Stoke City dream boosted as John Coates fights £50m black hole
Joint-chairman John Coates has been lobbying for a change to Financial Fair Play rules and to the way that money is distributed from the Premier League.
Stoke City chairman John Coates has been challenging the EFL and Premier League about profit and sustainability rules.
New Championship financial analysis shows next season will be one of the most level playing fields in years – as Stoke City try to make sure summer recruitment gives them as strong a chance as possible to take advantage.
The three relegated teams – Ipswich, Leicester and Southampton – will receive nearly £50 million in parachute payments to keep them operating in a different stratosphere to the rest except Sheffield United, who will collect a £30m payment if they lose their play-off final against Sunderland.
That is in comparison to six clubs receiving parachutes in 2024/25 and six again in 2023/24. There were five a season before that but as many as eight in 2019/20 – with the ninth eligible, Sunderland, picking up their cheque for that season in League One.
There have never been as few as three since the parachute model took on its current form a decade ago – and having so few could save the Premier League about £130m in payments it won’t have to make.
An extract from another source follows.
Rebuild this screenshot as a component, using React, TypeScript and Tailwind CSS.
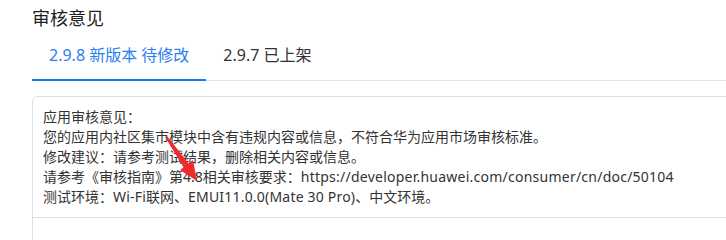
import React from "react";

const tabs = [
  { label: "2.9.8 新版本 待修改", active: true },
  { label: "2.9.7 已上架", active: false },
];

export default function App() {
  return (
    <div
      className="relative w-[726px] h-[240px] overflow-hidden bg-white text-[#333]"
      style={{ fontFamily: '"Noto Sans", "Noto Sans CJK SC", sans-serif' }}
    >
      <div className="pl-8">
        {/* Title */}
        <h2 className="pt-[4px] text-[18px] leading-[28px] text-[#1f1f1f]">审核意见</h2>

        {/* Tabs */}
        <div className="flex border-b border-[#e3e3e3]">
          {tabs.map((tab) => (
            <div
              key={tab.label}
              className={`relative px-[17px] pt-[11px] pb-[13px] text-[16px] leading-[24px] whitespace-pre ${
                tab.active ? "text-[#2a7ef0]" : "text-[#333]"
              }`}
            >
              {tab.label}
              {tab.active && (
                <span className="absolute left-0 right-0 bottom-[-1px] h-[2px] bg-[#1677ff]" />
              )}
            </div>
          ))}
        </div>

        {/* Review card */}
        <div className="mt-[15px] w-[760px] rounded-t-md border border-[#dcdfe6]">
          <div className="border-b border-[#dcdfe6] pt-[10px] pb-[10px] pl-[10px] text-[14px] leading-[20px] whitespace-nowrap">
            <div>应用审核意见：</div>
            <div>您的应用内社区集市模块中含有违规内容或信息，不符合华为应用市场审核标准。</div>
            <div>修改建议：请参考测试结果，删除相关内容或信息。</div>
            <div>
              请参考《审核指南》第4.8相关审核要求：
              <span className="tracking-[0.24px]">https://developer.huawei.com/consumer/cn/doc/50104</span>
            </div>
            <div>
              测试环境：<span className="tracking-[0.2px]">Wi-Fi</span>联网、
              <span className="tracking-[0.2px]">EMUI11.0.0(Mate 30 Pro)</span>、中文环境。
            </div>
          </div>
          <div className="h-[40px]" />
        </div>
      </div>

      {/* Red annotation arrow */}
      <svg className="absolute left-0 top-0 pointer-events-none" width="726" height="240">
        <polygon points="165,137 167,136 189,164 184,168" fill="#ef2b2b" />
        <polygon points="197,181 180,170 193,160" fill="#ef2b2b" />
      </svg>
    </div>
  );
}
That money will be shared between the 20 top flight clubs, getting about £6.5m each.
The system, coupled with challenging Financial Fair Play rules, present a major problem for English football to fix to stop the Premier League becoming an increasingly closed shop.
Fourteen of the 20 clubs who have been promoted since Stoke came back into the Championship have gone up while in receipt of parachute money – leaving the Potters still kicking themselves for Gary Rowett’s disastrous summer of 2018 when it was their time in the black.
But it does set up a particularly intriguing battle in the Championship for 2025/26, with the spending power across up to 21 clubs being much more equal. Fifteen clubs are within £7m of an average £22.41m income, according to their latest accounts.
Stoke are well placed in terms of commercial revenue (£16.7m), the fourth highest out of next season’s Championship clubs. Only Leicester (£32.8m), Bristol City (£25.4) and Wrexham (£17.5m) can beat that and, remarkably, that figure for Hollywood-backed Wrexham came when they still in League Two.
Birmingham City’s owners have been bullish in claiming that their commercial revenue alone will skyrocket to be in line even with the total income of parachute clubs. They made £12.9m on the commercial side in their most recent accounts so will have had to improve that by an unprecedented £60m to come good.
“If our revenue progresses as we expect into next season, which is basically a certainty, we will be the highest revenue-generating club in the Championship ever not receiving parachute payments — and we will be on a par with those receiving parachute payments,” said chairman Tom Wagner recently.
Stoke are mid-table when it comes to match day income (£5.7m), in part because season tickets have been capped at the same price since 2008. Sunderland (£11.6m) and Norwich (£11.3m) lead the way in that regard for the non-parachute clubs.
Mark Robins is still probably going to have to wheel and deal in the summer window because Stoke are carrying Alex Neil’s 2023 shopping spree in their three-year rolling FFP cycle – and John Coates will continue to lobby for changes to the rules to address the game’s larger problems.
“I always give the example that parachute payment clubs receive (nearly £50m) from an external source, which is the Premier League, and that money counts towards revenue for profit and sustainability purposes,” he said about the situation. “Sustainable owner equity put into a non-parachute payment club, for some reason, doesn’t count towards that calculation. I can’t see in anybody’s world how that is fair.”
But the 2024/25 season was incredibly close – the 20 clubs who are confirmed to be in the division again next season were all within 10 points of 59 points – and getting transfer business right over the next couple of months will be a differential if it is at least as tight again.
The three relegated clubs will be the runaway bookies’ favourites to go straight back up. Leicester, however, are in a pickle with profit and sustainability rules, having posted considerable losses in recent years – and the Premier League and EFL closing a loophole where clubs could escape censure through relegation or promotion.
Southampton are managerless following a wretched season and Ipswich seem comparatively stable, albeit having been demoted with an embarrassingly small points haul.